**What to work on**
Scan the lines below for "this"; report the number of lines that contain it, and only that.

**Excerpted records**
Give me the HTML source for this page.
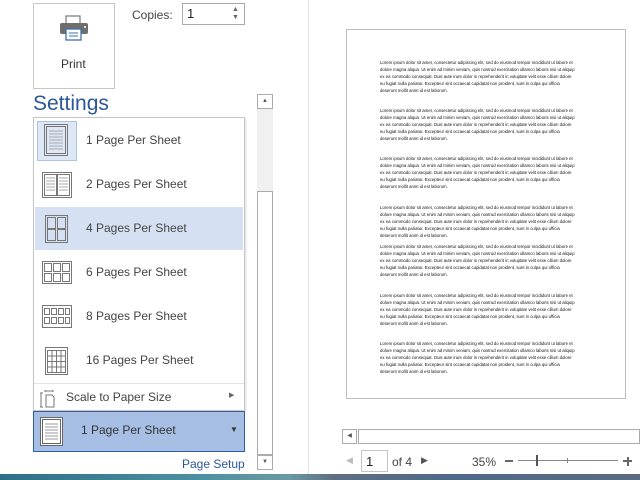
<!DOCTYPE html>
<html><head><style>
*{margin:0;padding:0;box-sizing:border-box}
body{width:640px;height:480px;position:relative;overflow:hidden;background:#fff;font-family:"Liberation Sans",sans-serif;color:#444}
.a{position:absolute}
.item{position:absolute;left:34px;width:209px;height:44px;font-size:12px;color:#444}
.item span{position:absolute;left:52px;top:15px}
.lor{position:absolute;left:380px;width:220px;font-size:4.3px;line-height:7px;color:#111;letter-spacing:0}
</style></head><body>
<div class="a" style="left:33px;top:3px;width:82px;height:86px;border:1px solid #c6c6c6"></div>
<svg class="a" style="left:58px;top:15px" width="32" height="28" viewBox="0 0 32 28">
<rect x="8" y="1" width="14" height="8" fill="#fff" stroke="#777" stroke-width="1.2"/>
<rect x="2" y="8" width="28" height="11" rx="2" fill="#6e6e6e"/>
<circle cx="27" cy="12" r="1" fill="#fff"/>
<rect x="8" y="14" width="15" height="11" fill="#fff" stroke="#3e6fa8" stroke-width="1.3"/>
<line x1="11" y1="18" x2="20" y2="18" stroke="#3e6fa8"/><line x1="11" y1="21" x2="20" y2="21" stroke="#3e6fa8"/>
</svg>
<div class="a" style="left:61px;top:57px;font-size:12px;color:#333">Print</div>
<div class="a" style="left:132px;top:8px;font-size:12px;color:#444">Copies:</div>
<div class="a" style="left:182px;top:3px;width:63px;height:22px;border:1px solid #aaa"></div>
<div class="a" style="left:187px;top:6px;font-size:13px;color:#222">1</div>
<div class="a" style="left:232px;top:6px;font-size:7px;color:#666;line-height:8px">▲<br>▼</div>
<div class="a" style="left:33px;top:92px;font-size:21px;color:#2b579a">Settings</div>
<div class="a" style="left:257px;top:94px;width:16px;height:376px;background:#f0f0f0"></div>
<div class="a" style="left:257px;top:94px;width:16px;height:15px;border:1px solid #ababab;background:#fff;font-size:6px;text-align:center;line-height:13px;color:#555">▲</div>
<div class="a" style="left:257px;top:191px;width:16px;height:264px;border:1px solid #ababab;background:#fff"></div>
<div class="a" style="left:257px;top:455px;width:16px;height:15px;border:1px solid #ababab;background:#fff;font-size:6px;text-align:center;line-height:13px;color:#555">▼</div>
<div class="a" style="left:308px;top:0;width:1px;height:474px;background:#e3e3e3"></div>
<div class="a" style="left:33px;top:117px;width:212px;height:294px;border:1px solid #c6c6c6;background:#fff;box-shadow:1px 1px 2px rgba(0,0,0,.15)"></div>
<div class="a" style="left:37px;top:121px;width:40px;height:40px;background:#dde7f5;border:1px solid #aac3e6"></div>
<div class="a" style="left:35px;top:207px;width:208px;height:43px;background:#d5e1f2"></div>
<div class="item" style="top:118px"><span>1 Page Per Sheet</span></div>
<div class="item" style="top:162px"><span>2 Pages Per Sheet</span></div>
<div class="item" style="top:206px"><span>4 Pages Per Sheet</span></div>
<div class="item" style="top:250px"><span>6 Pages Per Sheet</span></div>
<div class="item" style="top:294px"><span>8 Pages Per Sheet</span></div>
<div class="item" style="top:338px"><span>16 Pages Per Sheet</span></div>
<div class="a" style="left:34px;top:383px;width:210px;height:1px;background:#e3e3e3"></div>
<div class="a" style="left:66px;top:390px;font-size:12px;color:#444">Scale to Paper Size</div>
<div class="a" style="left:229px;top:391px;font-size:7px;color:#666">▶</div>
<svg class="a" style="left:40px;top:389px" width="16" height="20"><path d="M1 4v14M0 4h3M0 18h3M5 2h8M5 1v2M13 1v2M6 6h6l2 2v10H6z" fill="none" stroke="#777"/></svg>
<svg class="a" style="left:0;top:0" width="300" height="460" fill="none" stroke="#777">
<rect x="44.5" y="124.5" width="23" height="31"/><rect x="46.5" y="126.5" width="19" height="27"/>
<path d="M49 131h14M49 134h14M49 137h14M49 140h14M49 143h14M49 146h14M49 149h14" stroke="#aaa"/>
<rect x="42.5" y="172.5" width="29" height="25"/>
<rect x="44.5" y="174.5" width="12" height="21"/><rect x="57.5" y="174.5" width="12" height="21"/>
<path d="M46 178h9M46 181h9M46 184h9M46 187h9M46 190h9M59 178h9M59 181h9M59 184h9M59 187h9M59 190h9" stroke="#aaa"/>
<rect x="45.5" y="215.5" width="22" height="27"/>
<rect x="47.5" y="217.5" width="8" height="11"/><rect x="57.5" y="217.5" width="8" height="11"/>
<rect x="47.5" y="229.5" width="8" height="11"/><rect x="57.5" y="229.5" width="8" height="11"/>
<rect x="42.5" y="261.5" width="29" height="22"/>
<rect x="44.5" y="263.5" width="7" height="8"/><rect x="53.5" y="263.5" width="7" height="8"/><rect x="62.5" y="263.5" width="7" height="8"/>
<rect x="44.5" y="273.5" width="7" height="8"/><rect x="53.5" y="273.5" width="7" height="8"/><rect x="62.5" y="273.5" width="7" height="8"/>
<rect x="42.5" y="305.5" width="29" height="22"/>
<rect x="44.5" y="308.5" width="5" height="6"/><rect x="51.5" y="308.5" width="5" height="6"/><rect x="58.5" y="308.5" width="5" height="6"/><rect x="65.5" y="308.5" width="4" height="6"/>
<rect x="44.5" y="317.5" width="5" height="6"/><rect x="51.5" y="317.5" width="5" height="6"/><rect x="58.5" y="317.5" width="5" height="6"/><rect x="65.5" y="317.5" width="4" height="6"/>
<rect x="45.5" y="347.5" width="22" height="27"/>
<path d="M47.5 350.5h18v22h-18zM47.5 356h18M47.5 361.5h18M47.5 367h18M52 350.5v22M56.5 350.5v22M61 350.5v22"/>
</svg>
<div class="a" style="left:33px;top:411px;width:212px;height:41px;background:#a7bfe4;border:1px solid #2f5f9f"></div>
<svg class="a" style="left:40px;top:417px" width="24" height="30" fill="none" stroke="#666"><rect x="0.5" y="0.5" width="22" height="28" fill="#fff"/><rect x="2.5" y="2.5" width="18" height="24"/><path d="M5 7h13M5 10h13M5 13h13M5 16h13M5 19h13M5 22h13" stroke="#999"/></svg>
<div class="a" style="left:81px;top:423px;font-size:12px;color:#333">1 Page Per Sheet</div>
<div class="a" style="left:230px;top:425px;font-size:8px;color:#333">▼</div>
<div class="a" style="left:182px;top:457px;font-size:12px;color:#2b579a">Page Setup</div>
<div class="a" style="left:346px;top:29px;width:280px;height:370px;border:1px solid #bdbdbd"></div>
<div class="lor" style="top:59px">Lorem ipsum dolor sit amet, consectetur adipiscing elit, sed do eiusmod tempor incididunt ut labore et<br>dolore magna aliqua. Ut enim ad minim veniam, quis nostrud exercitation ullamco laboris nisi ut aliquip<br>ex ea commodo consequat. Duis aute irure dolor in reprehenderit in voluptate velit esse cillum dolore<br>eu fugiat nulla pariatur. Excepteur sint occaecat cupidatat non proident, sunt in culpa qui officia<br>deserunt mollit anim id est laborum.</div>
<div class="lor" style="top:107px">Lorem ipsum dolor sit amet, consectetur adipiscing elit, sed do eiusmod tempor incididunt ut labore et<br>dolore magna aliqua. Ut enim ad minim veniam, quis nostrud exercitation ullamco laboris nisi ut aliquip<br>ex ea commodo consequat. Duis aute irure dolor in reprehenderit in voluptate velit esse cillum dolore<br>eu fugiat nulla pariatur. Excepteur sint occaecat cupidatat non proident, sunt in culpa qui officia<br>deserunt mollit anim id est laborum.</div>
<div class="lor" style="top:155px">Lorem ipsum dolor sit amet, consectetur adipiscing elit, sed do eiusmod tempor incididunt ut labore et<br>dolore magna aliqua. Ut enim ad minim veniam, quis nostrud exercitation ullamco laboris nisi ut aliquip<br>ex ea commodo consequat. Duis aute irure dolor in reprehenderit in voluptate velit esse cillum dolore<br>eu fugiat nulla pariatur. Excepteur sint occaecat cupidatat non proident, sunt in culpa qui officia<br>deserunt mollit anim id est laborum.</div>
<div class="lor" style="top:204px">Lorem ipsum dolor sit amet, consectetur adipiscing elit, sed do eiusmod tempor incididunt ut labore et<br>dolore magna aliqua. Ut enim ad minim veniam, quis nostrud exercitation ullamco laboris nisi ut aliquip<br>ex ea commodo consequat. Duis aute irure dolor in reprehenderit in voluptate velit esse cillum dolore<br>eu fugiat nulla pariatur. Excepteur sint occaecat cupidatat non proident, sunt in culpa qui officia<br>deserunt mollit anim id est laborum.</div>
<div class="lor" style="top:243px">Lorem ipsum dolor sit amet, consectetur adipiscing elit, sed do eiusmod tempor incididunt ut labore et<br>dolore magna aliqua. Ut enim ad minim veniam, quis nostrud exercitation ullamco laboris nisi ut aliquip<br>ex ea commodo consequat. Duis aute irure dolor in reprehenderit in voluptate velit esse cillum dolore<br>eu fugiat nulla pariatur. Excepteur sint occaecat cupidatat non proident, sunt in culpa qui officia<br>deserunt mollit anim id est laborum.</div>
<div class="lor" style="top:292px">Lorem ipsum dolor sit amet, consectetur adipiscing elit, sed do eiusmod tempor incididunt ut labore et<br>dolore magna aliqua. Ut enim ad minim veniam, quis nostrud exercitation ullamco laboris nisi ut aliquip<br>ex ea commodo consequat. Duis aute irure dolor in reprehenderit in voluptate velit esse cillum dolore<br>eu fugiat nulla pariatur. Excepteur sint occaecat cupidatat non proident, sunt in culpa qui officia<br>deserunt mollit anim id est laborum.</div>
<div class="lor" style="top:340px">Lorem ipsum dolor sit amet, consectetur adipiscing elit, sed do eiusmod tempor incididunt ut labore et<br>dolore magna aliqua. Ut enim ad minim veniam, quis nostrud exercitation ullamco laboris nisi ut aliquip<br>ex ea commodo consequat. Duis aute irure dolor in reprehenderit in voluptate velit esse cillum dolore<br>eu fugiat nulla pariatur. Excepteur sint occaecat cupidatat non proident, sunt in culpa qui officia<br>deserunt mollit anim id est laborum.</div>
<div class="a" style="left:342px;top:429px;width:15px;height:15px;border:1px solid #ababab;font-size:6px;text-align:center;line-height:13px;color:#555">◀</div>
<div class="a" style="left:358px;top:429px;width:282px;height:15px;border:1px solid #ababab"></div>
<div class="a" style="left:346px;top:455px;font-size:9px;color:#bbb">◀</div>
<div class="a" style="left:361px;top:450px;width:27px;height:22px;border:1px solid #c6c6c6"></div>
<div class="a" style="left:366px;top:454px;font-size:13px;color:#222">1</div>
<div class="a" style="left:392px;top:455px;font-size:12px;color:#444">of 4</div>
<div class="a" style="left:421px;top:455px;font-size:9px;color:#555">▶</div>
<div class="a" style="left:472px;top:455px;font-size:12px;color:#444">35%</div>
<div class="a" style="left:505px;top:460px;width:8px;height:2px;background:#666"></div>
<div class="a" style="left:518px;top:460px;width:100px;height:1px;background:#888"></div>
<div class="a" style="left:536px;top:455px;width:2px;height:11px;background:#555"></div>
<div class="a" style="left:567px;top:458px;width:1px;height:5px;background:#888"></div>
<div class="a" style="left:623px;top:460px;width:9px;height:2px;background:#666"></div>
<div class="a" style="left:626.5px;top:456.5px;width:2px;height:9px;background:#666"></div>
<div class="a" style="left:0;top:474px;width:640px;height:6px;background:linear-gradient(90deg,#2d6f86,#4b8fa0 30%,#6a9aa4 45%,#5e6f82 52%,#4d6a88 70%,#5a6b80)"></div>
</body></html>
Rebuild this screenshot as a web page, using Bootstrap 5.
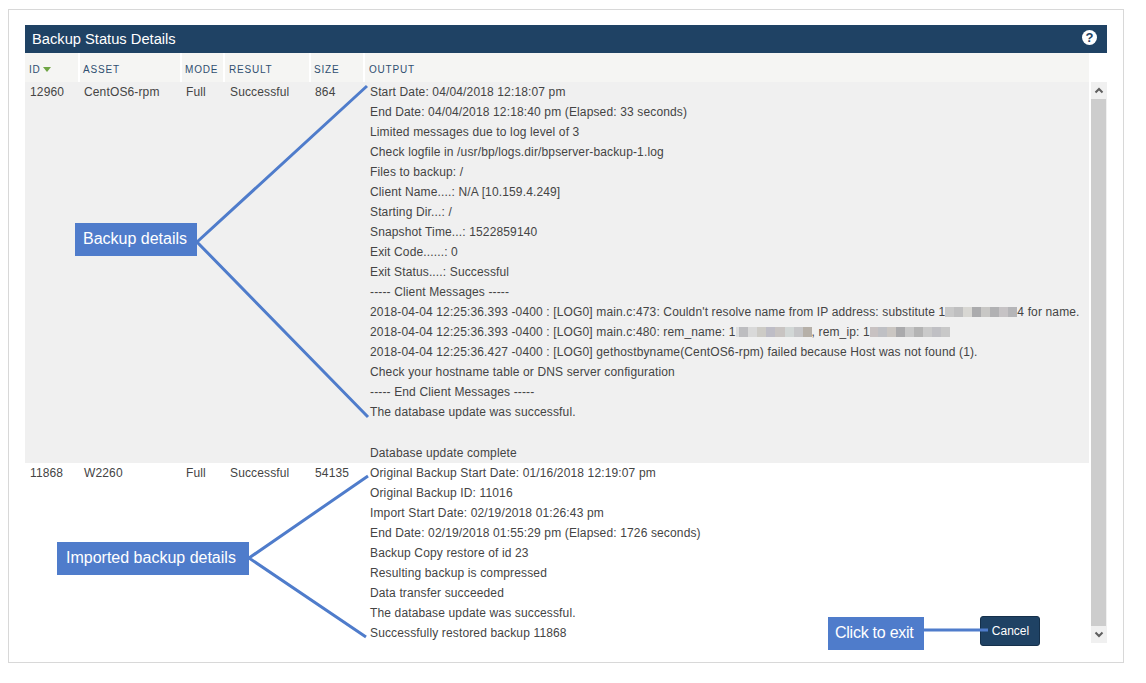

**Answer to the exercise**
2